Extracted data entries

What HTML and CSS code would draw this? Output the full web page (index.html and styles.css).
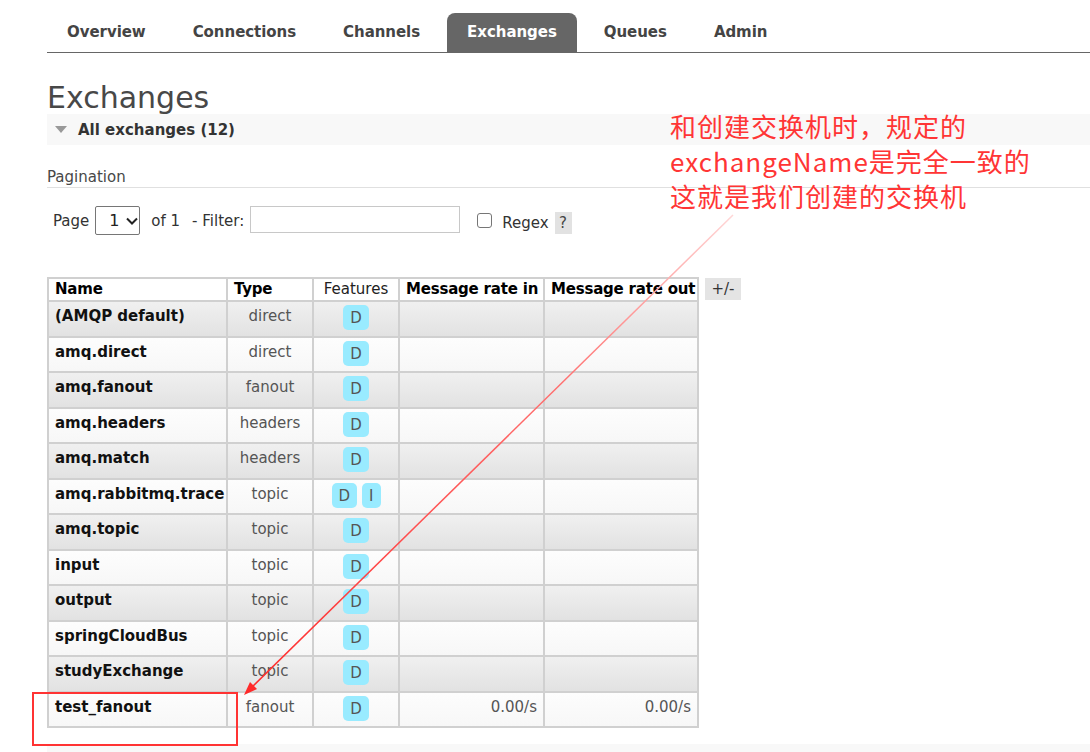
FILE: index.html
```html
<!DOCTYPE html>
<html lang="en">
<head>
<meta charset="utf-8">
<title>Exchanges</title>
<link rel="stylesheet" href="styles.css">
</head>
<body>
<div class="page">
  <nav class="tabs">
    <a class="tab">Overview</a>
    <a class="tab">Connections</a>
    <a class="tab">Channels</a>
    <a class="tab active">Exchanges</a>
    <a class="tab">Queues</a>
    <a class="tab">Admin</a>
  </nav>

  <h1 class="title">Exchanges</h1>

  <div class="section-head"><span class="tri"></span><span>All exchanges (12)</span></div>

  <div class="pag-label">Pagination</div>

  <div class="filter-row">
    <span class="lbl">Page</span>
    <span class="sel"><span class="sel-val">1</span><svg class="chev" width="12" height="8" viewBox="0 0 12 8"><path d="M1 1.5 L6 6.5 L11 1.5" fill="none" stroke="#222" stroke-width="2"/></svg></span>
    <span class="lbl of">of 1</span>
    <span class="lbl flt">- Filter:</span>
    <input class="filter-input" type="text">
    <span class="chk"></span>
    <span class="lbl regex">Regex</span>
    <span class="help">?</span>
  </div>

  <div class="table-wrap">
    <table class="list">
      <colgroup>
        <col class="c-name">
        <col class="c-type">
        <col class="c-feat">
        <col class="c-in">
        <col class="c-out">
      </colgroup>
      <thead>
        <tr>
          <th>Name</th>
          <th>Type</th>
          <th class="feat-h">Features</th>
          <th>Message rate in</th>
          <th>Message rate out</th>
        </tr>
      </thead>
      <tbody>
        <tr class="alt1"><td class="name">(AMQP default)</td><td class="type">direct</td><td class="feat"><span class="badge">D</span></td><td></td><td></td></tr>
        <tr class="alt2"><td class="name">amq.direct</td><td class="type">direct</td><td class="feat"><span class="badge">D</span></td><td></td><td></td></tr>
        <tr class="alt1"><td class="name">amq.fanout</td><td class="type">fanout</td><td class="feat"><span class="badge">D</span></td><td></td><td></td></tr>
        <tr class="alt2"><td class="name">amq.headers</td><td class="type">headers</td><td class="feat"><span class="badge">D</span></td><td></td><td></td></tr>
        <tr class="alt1"><td class="name">amq.match</td><td class="type">headers</td><td class="feat"><span class="badge">D</span></td><td></td><td></td></tr>
        <tr class="alt2"><td class="name">amq.rabbitmq.trace</td><td class="type">topic</td><td class="feat"><span class="badge">D</span><span class="badge">I</span></td><td></td><td></td></tr>
        <tr class="alt1"><td class="name">amq.topic</td><td class="type">topic</td><td class="feat"><span class="badge">D</span></td><td></td><td></td></tr>
        <tr class="alt2"><td class="name">input</td><td class="type">topic</td><td class="feat"><span class="badge">D</span></td><td></td><td></td></tr>
        <tr class="alt1"><td class="name">output</td><td class="type">topic</td><td class="feat"><span class="badge">D</span></td><td></td><td></td></tr>
        <tr class="alt2"><td class="name">springCloudBus</td><td class="type">topic</td><td class="feat"><span class="badge">D</span></td><td></td><td></td></tr>
        <tr class="alt1"><td class="name">studyExchange</td><td class="type">topic</td><td class="feat"><span class="badge">D</span></td><td></td><td></td></tr>
        <tr class="alt2"><td class="name">test_fanout</td><td class="type">fanout</td><td class="feat"><span class="badge">D</span></td><td class="rate">0.00/s</td><td class="rate">0.00/s</td></tr>
      </tbody>
    </table>
    <span class="plusminus">+/-</span>
  </div>

  <div class="next-section"></div>
</div>

<div class="note">
  <div>和创建交换机时，规定的</div>
  <div>exchangeName是完全一致的</div>
  <div>这就是我们创建的交换机</div>
</div>

<svg class="overlay" width="1090" height="752" viewBox="0 0 1090 752">
  <defs>
    <linearGradient id="lg" x1="733" y1="215" x2="244" y2="695" gradientUnits="userSpaceOnUse">
      <stop offset="0" stop-color="#ffd6d6"/>
      <stop offset="0.35" stop-color="#ff7070"/>
      <stop offset="1" stop-color="#ff2a2a"/>
    </linearGradient>
  </defs>
  <line x1="733" y1="215" x2="250" y2="689" stroke="url(#lg)" stroke-width="1.5"/>
  <polygon points="244,695 257,689 250,682" fill="#ff2a2a"/>
  <rect x="33" y="693" width="204" height="52" fill="none" stroke="#ff3333" stroke-width="2"/>
</svg>
</body>
</html>
```

FILE: styles.css
```css
html, body {
  margin: 0;
  padding: 0;
  background: #fff;
}

body {
  width: 1090px;
  height: 752px;
  overflow: hidden;
  position: relative;
  font-family: "DejaVu Sans", Verdana, sans-serif;
  font-size: 15px;
  color: #484848;
}

.page {
  padding-left: 47px;
}

/* nav tabs */
.tabs {
  display: flex;
  gap: 7px;
  padding-top: 13px;
  border-bottom: 1px solid #666;
}

.tab {
  display: block;
  padding: 0 20px;
  line-height: 39px;
  font-weight: bold;
  font-size: 15px;
  letter-spacing: -0.05px;
  color: #444;
  border-radius: 8px 8px 0 0;
}

.tab.active {
  background: #666;
  color: #fff;
}

/* heading */
.title {
  margin: 29px 0 0 0;
  font-size: 30px;
  line-height: 32px;
  font-weight: normal;
  color: #484848;
}

.section-head {
  display: flex;
  align-items: center;
  height: 31px;
  background: #f8f8f8;
  font-weight: bold;
  color: #333;
}

.tri {
  width: 0;
  height: 0;
  margin-left: 8px;
  margin-right: 11px;
  border-left: 6.5px solid transparent;
  border-right: 6.5px solid transparent;
  border-top: 7px solid #999;
}

.pag-label {
  margin-top: 22px;
  line-height: 20px;
  border-bottom: 1px solid #e0e0e0;
  color: #484848;
}

/* filter row */
.filter-row {
  display: flex;
  align-items: center;
  height: 29px;
  margin-top: 18px;
  padding-left: 6px;
  color: #333;
}

.sel {
  display: flex;
  align-items: center;
  box-sizing: border-box;
  flex: none;
  width: 45px;
  height: 29px;
  margin-left: 6px;
  padding: 0 0 0 13px;
  border: 1px solid #767676;
  border-radius: 2px;
  color: #222;
  font-size: 16px;
}

.chev {
  margin-left: 6px;
}

.lbl.of {
  margin-left: 11px;
}

.lbl.flt {
  margin-left: 12px;
}

.filter-input {
  box-sizing: border-box;
  width: 210px;
  height: 27px;
  margin: 0 0 2px 6px;
  border: 1px solid #c8c8c8;
  padding: 0 4px;
  font: inherit;
}

.chk {
  display: block;
  box-sizing: border-box;
  width: 15px;
  height: 15px;
  margin-left: 17px;
  margin-top: -1px;
  border: 1px solid #767676;
  border-radius: 3px;
  background: #fff;
}

.lbl.regex {
  margin-left: 10px;
  margin-top: 4px;
}

.help {
  display: block;
  width: 17px;
  height: 22px;
  line-height: 22px;
  margin-left: 6px;
  margin-top: 4px;
  text-align: center;
  background: #e2e2e2;
  color: #444;
}

/* table */
.table-wrap {
  display: flex;
  align-items: flex-start;
  gap: 6px;
  margin-top: 42px;
}

.list {
  table-layout: fixed;
  width: 650px;
  border-collapse: collapse;
  border: 2px solid #cfcfcf;
}

.c-name { width: 179px; }
.c-type { width: 86px; }
.c-feat { width: 86px; }
.c-in { width: 145px; }
.c-out { width: 154px; }

.list th,
.list td {
  border: 2px solid #d0d0d0;
  padding: 0 6px;
  text-align: left;
  vertical-align: top;
}

.list th {
  height: 21px;
  line-height: 21px;
  background: #fff;
  color: #000;
  font-weight: bold;
  white-space: nowrap;
  letter-spacing: -0.2px;
  overflow: hidden;
}

.list th.feat-h {
  font-weight: normal;
  color: #222;
  text-align: center;
  letter-spacing: 0;
}

.list td {
  height: 35.5px;
  padding-top: 4px;
  padding-bottom: 0;
  box-sizing: border-box;
  line-height: 20px;
}

.list tr.alt1 td {
  background: linear-gradient(#f0f0f0, #e2e2e2);
}

.list tr.alt2 td {
  background: linear-gradient(#fdfdfd, #f7f7f7);
}

.list td.name {
  font-weight: bold;
  color: #111;
  white-space: nowrap;
}

.list td.type {
  text-align: center;
  color: #555;
}

.list td.feat {
  text-align: center;
  padding-top: 3px;
  white-space: nowrap;
}

.badge {
  display: inline-block;
  padding: 0 7px;
  height: 25px;
  line-height: 27px;
  border-radius: 5px;
  background: #99ebff;
  color: #555;
  vertical-align: top;
}

.badge + .badge {
  margin-left: 5px;
}

.list td.rate {
  text-align: right;
  color: #555;
}

.plusminus {
  display: block;
  width: 36px;
  height: 22px;
  line-height: 22px;
  margin-top: 1px;
  text-align: center;
  background: #e4e4e4;
  color: #333;
}

.next-section {
  margin-top: 16px;
  height: 20px;
  background: #f8f8f8;
}

/* annotation */
.note {
  position: absolute;
  left: 670px;
  top: 108px;
  font-family: "Noto Sans CJK SC", "Microsoft YaHei", sans-serif;
  font-size: 26px;
  line-height: 35px;
  color: #ff3535;
  letter-spacing: 1px;
}

.overlay {
  position: absolute;
  left: 0;
  top: 0;
  pointer-events: none;
}
```
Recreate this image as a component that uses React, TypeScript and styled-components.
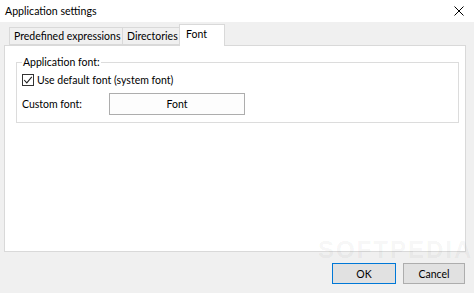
import React from "react";
import styled, { createGlobalStyle } from "styled-components";

const FONT = `"Lato", "Noto Sans", sans-serif`;

const Global = createGlobalStyle`
  html, body { margin: 0; padding: 0; background: #f0f0f0; }
  body { font-family: ${FONT}; font-size: 10.5px; color: #000; }
`;

const Window = styled.div`
  width: 474px;
  height: 293px;
  display: flex;
  flex-direction: column;
  background: #f0f0f0;
  overflow: hidden;
  position: relative;
`;

const TitleBar = styled.div`
  height: 22px;
  background: #ffffff;
  display: flex;
  align-items: center;
  justify-content: space-between;
  padding-left: 5px;
  flex: none;
`;

const Title = styled.span`
  font-size: 10.6px;
`;

const CloseBtn = styled.div`
  width: 30px;
  height: 22px;
  display: flex;
  align-items: center;
  justify-content: center;
`;

const Body = styled.div`
  flex: 1;
  display: flex;
  flex-direction: column;
  padding: 0 8px 0 4px;
`;

const TabRow = styled.div`
  height: 23px;
  display: flex;
  align-items: flex-end;
  padding-left: 5px;
  position: relative;
  z-index: 1;
`;

const Tab = styled.div<{ $active?: boolean; $w: number }>`
  box-sizing: border-box;
  width: ${(p) => p.$w}px;
  height: ${(p) => (p.$active ? "22px" : "18px")};
  margin-bottom: ${(p) => (p.$active ? "-1px" : "0")};
  padding: ${(p) => (p.$active ? "0 0 3px 6px" : "0 0 0 4px")};
  background: ${(p) => (p.$active ? "#ffffff" : "#f0f0f0")};
  border: 1px solid #d9d9d9;
  border-bottom: ${(p) => (p.$active ? "none" : "1px solid #d9d9d9")};
  margin-left: -1px;
  display: flex;
  align-items: center;
  font-size: 10.5px;
  white-space: nowrap;
  &:first-child { margin-left: 0; }
`;

const Panel = styled.div`
  box-sizing: border-box;
  height: 207px;
  background: #ffffff;
  border: 1px solid #d9d9d9;
  padding: 9px 6px 0 11px;
`;

const Group = styled.fieldset`
  box-sizing: border-box;
  margin: 0;
  height: 68px;
  border: 1px solid #dcdcdc;
  padding: 0 0 0 5px;
  display: flex;
  flex-direction: column;
`;

const Legend = styled.legend`
  padding: 0 1px;
  margin-left: 0;
  font-size: 10.5px;
  line-height: 14px;
`;

const CheckRow = styled.label`
  display: flex;
  align-items: center;
  gap: 3px;
  height: 16px;
  margin-top: 3px;
  font-size: 10.5px;
`;

const Box = styled.span`
  box-sizing: border-box;
  width: 12px;
  height: 12px;
  border: 1px solid #333333;
  background: #fff;
  display: flex;
  align-items: center;
  justify-content: center;
`;

const FieldRow = styled.div`
  display: flex;
  align-items: center;
  margin-top: 5px;
`;

const FieldLabel = styled.span`
  width: 87px;
  font-size: 10.5px;
`;

const Button = styled.button<{ $default?: boolean; $w: number }>`
  box-sizing: border-box;
  width: ${(p) => p.$w}px;
  height: 21px;
  background: #e1e1e1;
  border: 1px solid ${(p) => (p.$default ? "#0078d7" : "#adadad")};
  font-family: ${FONT};
  font-size: 10.5px;
  color: #000;
  padding: 0;
  display: flex;
  align-items: center;
  justify-content: center;
`;

const FontButton = styled(Button)`
  height: 22px;
  background: #fdfdfd;
  border-color: #adadad;
`;

const Footer = styled.div`
  display: flex;
  justify-content: flex-end;
  gap: 7px;
  padding: 11px 1px 0 0;
`;

const Watermark = styled.div`
  position: absolute;
  left: 318px;
  top: 236px;
  font-family: "Liberation Sans", sans-serif;
  font-weight: 700;
  font-size: 24px;
  letter-spacing: 2px;
  color: rgba(0, 0, 0, 0.05);
  pointer-events: none;
`;

export default function App() {
  return (
    <>
      <Global />
      <Window>
        <TitleBar>
          <Title>Application settings</Title>
          <CloseBtn>
            <svg width="10" height="10" viewBox="0 0 10 10">
              <path d="M0.5 0.5 L9.5 9.5 M9.5 0.5 L0.5 9.5" stroke="#000" strokeWidth="1" />
            </svg>
          </CloseBtn>
        </TitleBar>
        <Body>
          <TabRow>
            <Tab $w={114}>Predefined expressions</Tab>
            <Tab $w={58}>Directories</Tab>
            <Tab $active $w={46}>Font</Tab>
          </TabRow>
          <Panel>
            <Group>
              <Legend>Application font:</Legend>
              <CheckRow>
                <Box>
                  <svg width="10" height="10" viewBox="0 0 10 10">
                    <path d="M1.2 5 L3.8 7.8 L8.8 1.8" stroke="#222" strokeWidth="1.1" fill="none" />
                  </svg>
                </Box>
                Use default font (system font)
              </CheckRow>
              <FieldRow>
                <FieldLabel>Custom font:</FieldLabel>
                <FontButton $w={136} type="button">Font</FontButton>
              </FieldRow>
            </Group>
          </Panel>
          <Footer>
            <Button $default $w={64} type="button">OK</Button>
            <Button $w={62} type="button">Cancel</Button>
          </Footer>
        </Body>
        <Watermark>SOFTPEDIA</Watermark>
      </Window>
    </>
  );
}
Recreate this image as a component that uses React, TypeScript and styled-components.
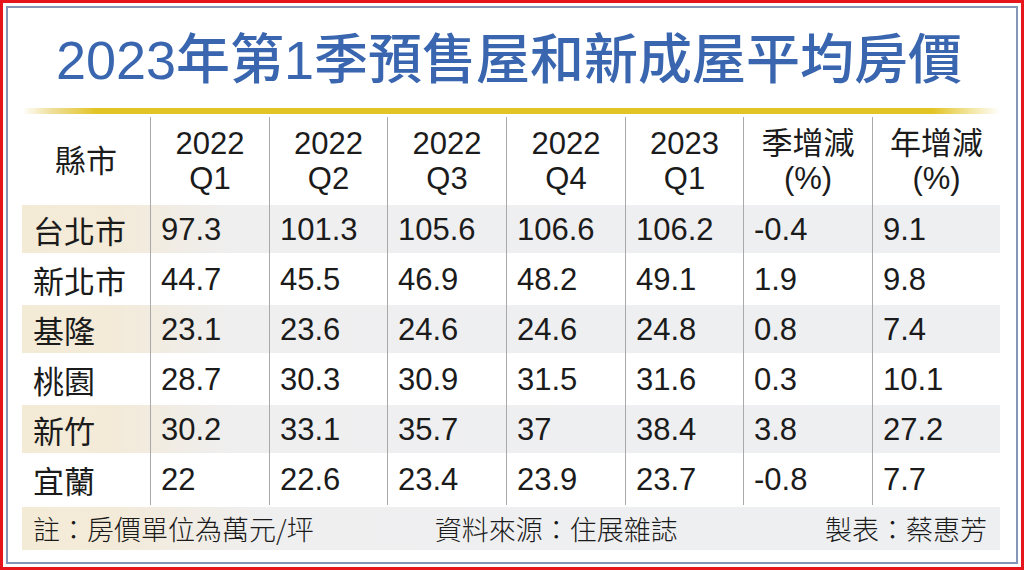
import React from "react";
import styled, { createGlobalStyle } from "styled-components";

const Global = createGlobalStyle`
  html, body { margin: 0; padding: 0; background: #fff; }
  body { font-family: "Liberation Sans", "Noto Sans CJK TC", sans-serif; }
  * { box-sizing: border-box; }
`;

const Frame = styled.div`
  width: 1024px;
  height: 570px;
  border: 3px solid #e6151c;
  padding: 3px;
  background: #fff;
`;

const Inner = styled.div`
  height: 100%;
  border: 2px solid #8396b8;
  padding: 26px 16px 0 14px;
  display: flex;
  flex-direction: column;
`;

const Title = styled.h1`
  margin: 0;
  height: 52px;
  line-height: 52px;
  font-size: 54px;
  font-weight: 500;
  color: #3a66b0;
  text-align: center;
  font-family: "Liberation Sans", "Noto Sans CJK TC", sans-serif;
  padding-right: 4px;
`;

const GoldLine = styled.div`
  margin-top: 22px;
  height: 6px;
  background: linear-gradient(
    90deg,
    rgba(227, 197, 33, 0) 0,
    rgba(232, 208, 110, 0.7) 30px,
    #e2c424 75px,
    #e2c424 910px,
    rgba(227, 197, 33, 0) 978px
  );
`;

const Table = styled.div`
  margin-top: 3px;
  display: flex;
  flex-direction: column;
  color: #1b1b1b;
`;

const cols = "128px 119px 118px 119px 119px 118px 129px 128px";

const HeadRow = styled.div`
  display: grid;
  grid-template-columns: ${cols};
  height: 88px;
`;

const HeadCell = styled.div<{ $first?: boolean }>`
  display: flex;
  flex-direction: column;
  align-items: center;
  justify-content: center;
  font-size: 31px;
  line-height: 35px;
  border-left: ${(p) => (p.$first ? "none" : "1px solid #a9a9a9")};
`;

const Row = styled.div<{ $shade?: boolean }>`
  display: grid;
  grid-template-columns: ${cols};
  height: 50px;
  background: ${(p) =>
    p.$shade
      ? "linear-gradient(180deg, transparent 48px, #fff 48px), linear-gradient(90deg, #f4ebd7 0, #f3ead8 90px, #efeff0 210px, #eeeff1 100%)"
      : "transparent"};
`;

const Cell = styled.div<{ $first?: boolean }>`
  display: flex;
  align-items: center;
  padding-left: ${(p) => (p.$first ? "11px" : "10px")};
  padding-bottom: 1px;
  font-size: 31px;
  border-left: ${(p) => (p.$first ? "none" : "1px solid #a9a9a9")};
  white-space: nowrap;
`;

const Footer = styled.div`
  margin-top: 2px;
  height: 43px;
  display: flex;
  align-items: center;
  padding: 0 13px 0 11px;
  font-size: 27px;
  font-family: "Noto Sans CJK TC", "Liberation Sans", sans-serif;
  font-weight: 300;
  color: #1b1b1b;
  background: linear-gradient(90deg, #f4ebd7 0, #f3ead8 90px, #efeff0 240px, #eeeff1 100%);
`;

const FootNote = styled.span<{ $gap?: string; $auto?: boolean }>`
  margin-left: ${(p) => (p.$auto ? "auto" : p.$gap || "0")};
  white-space: nowrap;
`;

const headers: string[][] = [
  ["縣市"],
  ["2022", "Q1"],
  ["2022", "Q2"],
  ["2022", "Q3"],
  ["2022", "Q4"],
  ["2023", "Q1"],
  ["季增減", "(%)"],
  ["年增減", "(%)"],
];

const data: string[][] = [
  ["台北市", "97.3", "101.3", "105.6", "106.6", "106.2", "-0.4", "9.1"],
  ["新北市", "44.7", "45.5", "46.9", "48.2", "49.1", "1.9", "9.8"],
  ["基隆", "23.1", "23.6", "24.6", "24.6", "24.8", "0.8", "7.4"],
  ["桃園", "28.7", "30.3", "30.9", "31.5", "31.6", "0.3", "10.1"],
  ["新竹", "30.2", "33.1", "35.7", "37", "38.4", "3.8", "27.2"],
  ["宜蘭", "22", "22.6", "23.4", "23.9", "23.7", "-0.8", "7.7"],
];

export default function App() {
  return (
    <>
      <Global />
      <Frame>
        <Inner>
          <Title>2023年第1季預售屋和新成屋平均房價</Title>
          <GoldLine />
          <Table>
            <HeadRow>
              {headers.map((h, i) => (
                <HeadCell key={i} $first={i === 0}>
                  {h.map((line, j) => (
                    <span key={j}>{line}</span>
                  ))}
                </HeadCell>
              ))}
            </HeadRow>
            {data.map((r, i) => (
              <Row key={i} $shade={i % 2 === 0}>
                {r.map((v, j) => (
                  <Cell key={j} $first={j === 0}>
                    {v}
                  </Cell>
                ))}
              </Row>
            ))}
          </Table>
          <Footer>
            <FootNote>註：房價單位為萬元/坪</FootNote>
            <FootNote $gap="121px">資料來源：住展雜誌</FootNote>
            <FootNote $auto>製表：蔡惠芳</FootNote>
          </Footer>
        </Inner>
      </Frame>
    </>
  );
}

* Task goal:
Track down all lines above with the string "styles" and copy them.

* Task result:
What HTML and CSS code would draw this? Output the full web page (index.html and styles.css).
<link rel="stylesheet" href="styles.css">
FILE: styles.css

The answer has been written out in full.